The bathtub soon gave way to a '34 Ford, then to subsequent jalopies, even, for a time, a motorcycle. To support those ramshackle wheels Clint took on jobs in addition to his newspaper route: He bagged groceries at the Peabody Market, caddied at the Claremont Country Club.

...He didn't even like hanging out at Bud's Bar, where the Piedmont jocks and those from the University of California often met. There was no live music there, only a jukebox stocked with mainstream pop.

He was beginning to gather a sense of Piedmont's contempt for people who didn't match its norm, a contempt that included Clint. "The kids were driving better cars than my parents were," he recalls, "and I learned very early on that I was at the low end of the social structure." His mother confirms this assessment.

"Particularly in his class there were an awful lot of wealthy kids, and I could see where Clint would have a funny-looking car and they would have Cadillacs or something."
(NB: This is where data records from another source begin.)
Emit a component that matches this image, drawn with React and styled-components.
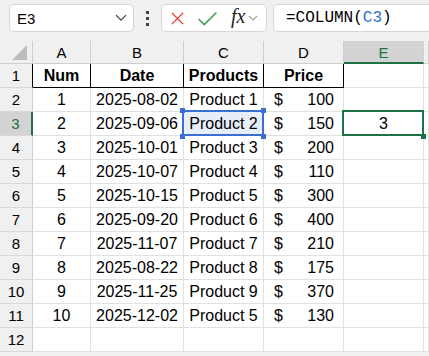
import React from "react";
import styled, { createGlobalStyle } from "styled-components";

const GREEN = "#1e7145";
const BLUE = "#3a6fd1";

const rows = [
  [1, "2025-08-02", "Product 1", 100],
  [2, "2025-09-06", "Product 2", 150],
  [3, "2025-10-01", "Product 3", 200],
  [4, "2025-10-07", "Product 4", 110],
  [5, "2025-10-15", "Product 5", 300],
  [6, "2025-09-20", "Product 6", 400],
  [7, "2025-11-07", "Product 7", 210],
  [8, "2025-08-22", "Product 8", 175],
  [9, "2025-11-25", "Product 9", 370],
  [10, "2025-12-02", "Product 5", 130],
];

const GlobalStyle = createGlobalStyle`
  html, body {
    margin: 0;
    padding: 0;
    background: #f0f0f0;
  }
  body {
    width: 429px;
    height: 356px;
    overflow: hidden;
    font-family: "Liberation Sans", Arial, sans-serif;
    color: #000;
  }
`;

const TopBar = styled.div`
  display: flex;
  align-items: center;
  height: 41px;
  padding: 4px 0 9px 9px;
  box-sizing: border-box;
  & > * {
    flex-shrink: 0;
  }
`;

const Box = styled.div`
  height: 28px;
  box-sizing: border-box;
  background: #fff;
  border: 1px solid #d6d6d6;
  border-radius: 5px;
  display: flex;
  align-items: center;
`;

const NameBox = styled(Box)`
  width: 125px;
  justify-content: space-between;
  padding: 0 6px 0 7px;
  font-size: 15px;
`;

const Dots = styled.div`
  width: 27px;
  display: flex;
  flex-direction: column;
  align-items: center;
  gap: 3px;
  span {
    width: 3px;
    height: 3px;
    background: #444;
  }
`;

const Actions = styled(Box)`
  width: 106px;
  padding: 0 0 0 8px;
`;

const Fx = styled.span`
  font-family: "Liberation Serif", "DejaVu Serif", serif;
  font-style: italic;
  font-size: 20px;
  margin: -3px 3px 0 13px;
  color: #222;
`;

const FormulaBox = styled(Box)`
  width: 170px;
  margin-left: 6px;
  padding-left: 12px;
  font-family: "Liberation Mono", "DejaVu Sans Mono", monospace;
  font-size: 16px;
`;

const Ref = styled.span`
  color: #2f6fcf;
`;

const Sheet = styled.div`
  display: grid;
  grid-template-columns: 33px 58px 93px 80px 80px 80px 1fr;
  grid-template-rows: 23px;
  grid-auto-rows: 24px;
  background: #fff;
`;

const Corner = styled.div`
  background: #f0f0f0;
  border-right: 1px solid #cfcfcf;
  border-bottom: 1px solid #cfcfcf;
  display: flex;
  align-items: flex-end;
  justify-content: flex-end;
  padding: 0 5px 3px 0;
  box-sizing: border-box;
  &::before {
    content: "";
    width: 0;
    height: 0;
    border-left: 15px solid transparent;
    border-bottom: 15px solid #bdbdbd;
  }
`;

const ColHead = styled.div`
  background: ${(p) => (p.$active ? "#d3d3d3" : "#f0f0f0")};
  color: ${(p) => (p.$active ? GREEN : "#000")};
  border-right: 1px solid #cfcfcf;
  border-bottom: ${(p) => (p.$active ? `2px solid ${GREEN}` : "1px solid #cfcfcf")};
  box-sizing: border-box;
  display: flex;
  align-items: center;
  justify-content: center;
  font-size: 15px;
  padding-top: 1px;
`;

const RowHead = styled.div`
  background: ${(p) => (p.$active ? "#d3d3d3" : "#f0f0f0")};
  color: ${(p) => (p.$active ? GREEN : "#000")};
  border-right: ${(p) =>
    p.$active ? `2px solid ${GREEN}` : p.$edge ? "1px solid #000" : "1px solid #cfcfcf"};
  border-bottom: 1px solid #d9d9d9;
  box-sizing: border-box;
  display: flex;
  align-items: center;
  justify-content: center;
  font-size: 15px;
`;

const Cell = styled.div`
  position: ${(p) => (p.$mark ? "relative" : "static")};
  background: ${(p) => (p.$mark === "ref" ? "#e8eef9" : "#fff")};
  border-right: 1px solid ${(p) => (p.$head ? "#000" : "#e1e1e1")};
  border-bottom: 1px solid ${(p) => (p.$head ? "#000" : "#e1e1e1")};
  box-sizing: border-box;
  display: flex;
  align-items: center;
  justify-content: ${(p) => p.$justify || "center"};
  padding: ${(p) => p.$pad || "0"};
  font-size: 16px;
  font-weight: ${(p) => (p.$head ? 700 : 400)};
  white-space: nowrap;
`;

const Outline = styled.span`
  position: absolute;
  top: -2px;
  left: -2px;
  right: -1px;
  bottom: -1px;
  border: 2px solid ${(p) => p.$color};
  pointer-events: none;
`;

const Handle = styled.span`
  position: absolute;
  width: 5px;
  height: 5px;
  background: ${(p) => p.$color};
  ${(p) => (p.$v === "top" ? "top: -4px;" : "bottom: -4px;")}
  ${(p) => (p.$h === "left" ? "left: -4px;" : "right: -3px;")}
  z-index: 2;
`;

const Chevron = ({ size = 12, color = "#444" }) => (
  <svg width={size} height={size * 0.6} viewBox="0 0 12 7">
    <path d="M1 1l5 5 5-5" fill="none" stroke={color} strokeWidth="1.3" />
  </svg>
);

const Price = ({ value }) => (
  <Cell $justify="space-between" $pad="0 9px 0 10px">
    <span>$</span>
    <span>{value}</span>
  </Cell>
);

export default function App() {
  const cols = ["A", "B", "C", "D", "E", ""];
  return (
    <>
      <GlobalStyle />
      <TopBar>
        <NameBox>
          <span>E3</span>
          <Chevron />
        </NameBox>
        <Dots>
          <span />
          <span />
          <span />
        </Dots>
        <Actions>
          <svg width="15" height="15" viewBox="0 0 16 16">
            <path d="M2 2l12 12M14 2L2 14" stroke="#e5393b" strokeWidth="1.5" fill="none" />
          </svg>
          <svg width="21" height="15" viewBox="0 0 22 16" style={{ marginLeft: 12 }}>
            <path d="M1.5 8.5l6 6L20.5 1.5" stroke="#3e9b4f" strokeWidth="1.6" fill="none" />
          </svg>
          <Fx>fx</Fx>
          <Chevron size={10} color="#999" />
        </Actions>
        <FormulaBox>
          =COLUMN(<Ref>C3</Ref>)
        </FormulaBox>
      </TopBar>
      <Sheet>
        <Corner />
        {cols.map((c) => (
          <ColHead key={c || "F"} $active={c === "E"}>
            {c}
          </ColHead>
        ))}

        <RowHead $edge>1</RowHead>
        <Cell $head>Num</Cell>
        <Cell $head>Date</Cell>
        <Cell $head>Products</Cell>
        <Cell $head>Price</Cell>
        <Cell />
        <Cell />

        {rows.map(([n, date, prod, price], i) => {
          const r = i + 2;
          const isThree = r === 3;
          return (
            <React.Fragment key={r}>
              <RowHead $active={isThree}>{r}</RowHead>
              <Cell>{n}</Cell>
              <Cell>{date}</Cell>
              <Cell $mark={isThree ? "ref" : undefined}>
                {prod}
                {isThree && (
                  <>
                    <Outline $color={BLUE} />
                    <Handle $color={BLUE} $v="top" $h="left" />
                    <Handle $color={BLUE} $v="top" $h="right" />
                    <Handle $color={BLUE} $v="bottom" $h="left" />
                    <Handle $color={BLUE} $v="bottom" $h="right" />
                  </>
                )}
              </Cell>
              <Price value={price} />
              <Cell $mark={isThree ? "active" : undefined}>
                {isThree && (
                  <>
                    3
                    <Outline $color={GREEN} />
                    <Handle $color={GREEN} $v="bottom" $h="right" />
                  </>
                )}
              </Cell>
              <Cell />
            </React.Fragment>
          );
        })}

        <RowHead>12</RowHead>
        <Cell />
        <Cell />
        <Cell />
        <Cell />
        <Cell />
        <Cell />
      </Sheet>
    </>
  );
}
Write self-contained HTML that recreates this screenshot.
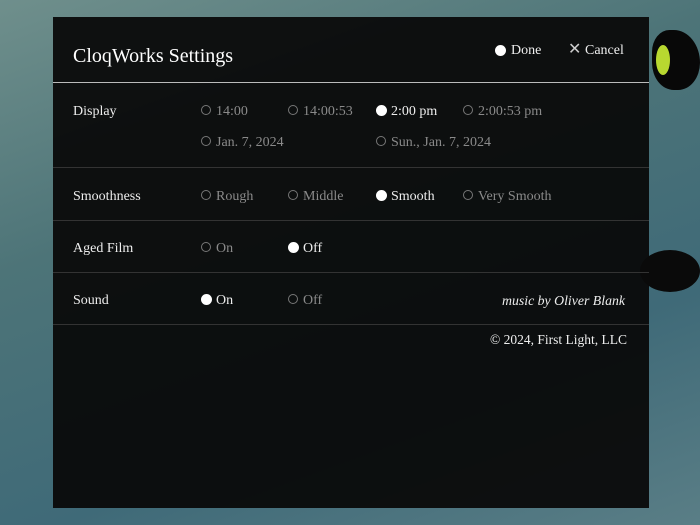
<!DOCTYPE html>
<html><head><style>
html,body{margin:0;width:700px;height:525px;overflow:hidden;background:linear-gradient(160deg,#6f8f8c 0%,#4d7478 35%,#3f6a78 70%,#5a7e86 100%);font-family:"Liberation Serif",serif;}
.panel{position:absolute;left:53px;top:17px;width:596px;height:491px;background:rgba(10,10,10,0.95);}
.t{position:absolute;color:#eee;font-size:14px;white-space:nowrap;line-height:16px}
.d{color:#8a8a8a}
.r{position:absolute;width:8px;height:8px;border:1px solid #777;border-radius:50%}
.f{background:#fff;border-color:#fff;width:9px;height:9px}
.hr{position:absolute;left:53px;width:596px;height:1px;background:#333}
</style></head><body>
<div class="panel"></div>
<div style="position:absolute;left:652px;top:30px;width:48px;height:60px;background:#080808;border-radius:40% 60% 50% 50%"></div>
<div style="position:absolute;left:656px;top:45px;width:14px;height:30px;background:#b8d830;border-radius:50%"></div>
<div style="position:absolute;left:640px;top:250px;width:60px;height:42px;background:#0a0a0a;border-radius:50%"></div>
<div class="t" style="left:73px;top:44px;font-size:20px;line-height:24px;color:#fff">CloqWorks Settings</div>
<div class="r f" style="left:495px;top:45px"></div><div class="t" style="left:511px;top:43px">Done</div>
<div class="t" style="left:568px;top:42px;font-size:16px;color:#ccc">✕</div><div class="t" style="left:585px;top:43px">Cancel</div>
<div class="hr" style="top:82px;background:#bbb"></div>
<div class="t" style="left:73px;top:104px">Display</div>
<div class="r" style="left:201px;top:105px"></div><div class="t d" style="left:216px;top:104px">14:00</div>
<div class="r" style="left:288px;top:105px"></div><div class="t d" style="left:303px;top:104px">14:00:53</div>
<div class="r f" style="left:376px;top:105px"></div><div class="t" style="left:391px;top:104px">2:00 pm</div>
<div class="r" style="left:463px;top:105px"></div><div class="t d" style="left:478px;top:104px">2:00:53 pm</div>
<div class="r" style="left:201px;top:136px"></div><div class="t d" style="left:216px;top:135px">Jan. 7, 2024</div>
<div class="r" style="left:376px;top:136px"></div><div class="t d" style="left:391px;top:135px">Sun., Jan. 7, 2024</div>
<div class="hr" style="top:167px"></div>
<div class="t" style="left:73px;top:189px">Smoothness</div>
<div class="r" style="left:201px;top:190px"></div><div class="t d" style="left:216px;top:189px">Rough</div>
<div class="r" style="left:288px;top:190px"></div><div class="t d" style="left:303px;top:189px">Middle</div>
<div class="r f" style="left:376px;top:190px"></div><div class="t" style="left:391px;top:189px">Smooth</div>
<div class="r" style="left:463px;top:190px"></div><div class="t d" style="left:478px;top:189px">Very Smooth</div>
<div class="hr" style="top:220px"></div>
<div class="t" style="left:73px;top:241px">Aged Film</div>
<div class="r" style="left:201px;top:242px"></div><div class="t d" style="left:216px;top:241px">On</div>
<div class="r f" style="left:288px;top:242px"></div><div class="t" style="left:303px;top:241px">Off</div>
<div class="hr" style="top:272px"></div>
<div class="t" style="left:73px;top:293px">Sound</div>
<div class="r f" style="left:201px;top:294px"></div><div class="t" style="left:216px;top:293px">On</div>
<div class="r" style="left:288px;top:294px"></div><div class="t d" style="left:303px;top:293px">Off</div>
<div class="t" style="left:502px;top:293px;font-style:italic;font-size:13.8px">music by Oliver Blank</div>
<div class="hr" style="top:324px"></div>
<div class="t" style="left:490px;top:332px;font-size:13.5px">© 2024, First Light, LLC</div>
</body></html>
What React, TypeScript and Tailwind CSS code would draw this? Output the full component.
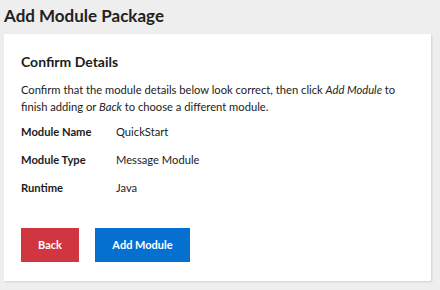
import React from "react";

export default function App() {
  const rows = [
    ["Module Name", "QuickStart"],
    ["Module Type", "Message Module"],
    ["Runtime", "Java"],
  ];
  return (
    <div
      className="w-[440px] h-[290px] bg-[#eeeeee] pl-[4px] pr-[9px] pt-[4px] text-[#1c1c1c]"
      style={{ fontFamily: "Lato, 'Open Sans', sans-serif" }}
    >
      <h1 className="text-[17px] font-bold leading-[24px] text-[#222]">Add Module Package</h1>
      <div className="mt-[6px] bg-white h-[247px] px-[17px] pt-[18px] shadow-[1px_1px_2px_rgba(0,0,0,0.12)]">
        <h2 className="text-[14px] font-bold leading-[20px]">Confirm Details</h2>
        <p className="mt-[9px] text-[11.2px] leading-[17px]">
          Confirm that the module details below look correct, then click <em>Add Module</em> to finish adding or{" "}
          <em>Back</em> to choose a different module.
        </p>
        <div className="mt-[8px] flex flex-col gap-[11px]">
          {rows.map(([k, v]) => (
            <div key={k} className="flex text-[11.2px] leading-[17px]">
              <div className="w-[95px] font-bold">{k}</div>
              <div>{v}</div>
            </div>
          ))}
        </div>
        <div className="mt-[32px] flex gap-[16px]">
          <button className="w-[58px] h-[34px] bg-[#d1353f] text-white text-[11px] font-bold">Back</button>
          <button className="w-[95px] h-[34px] bg-[#0670d1] text-white text-[11px] font-bold">Add Module</button>
        </div>
      </div>
    </div>
  );
}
The prejudices he encountered extended beyond the automotive. He vividly remembers some junior-high schoolmates asking him what his father did, and putting him down when he told them that he worked in a shipyard. Their dads, they proudly told him, were merchants and executives, and his argument that his father was at least engaged in vital war work made no impression on them. He was, as well, acutely conscious that there were no blacks in Piedmont, no Asians, only one or two Jewish families. And precisely because it was so "white bread" (Manes's description) the place was rife with a kind of heedless bias. "That's where I was first introduced to bigotry," Clint recalls, and though he says he doesn't know how or when the conviction came to him, "I never could stand intolerance. In my soul, I couldn't buy into it."

His response was, as he gently puts it, "Fuck you and move on." Which was quite all right with Piedmont High and, as it happened, with his mother. "That didn't worry me at all, because I knew he was going to be different than the rest of the group."

Leaving Piedmont:

The Life and Legend

By Patrick McGilligan · 2002:

Many years later Ruth Eastwood would confirm to an Oakland newspaper that Clint left Piedmont High School because he was 'asked' to. Clint not only wrote an obscene suggestion to a school official on the athletic field scoreboard, but buried someone in effigy on the school lawn.' According to his mother, it was these incidents, on top of other school infractions, that prompted a Piedmont school official to firmly suggest her first-born might thrive elsewhere.

Rumor has it that he rode his motorcycle in the quad and that also added to the move out of Piedmont and to Oakland Tech High School. Eastwood was inducted into Oakland Tech’s Hall of Honor in 2015.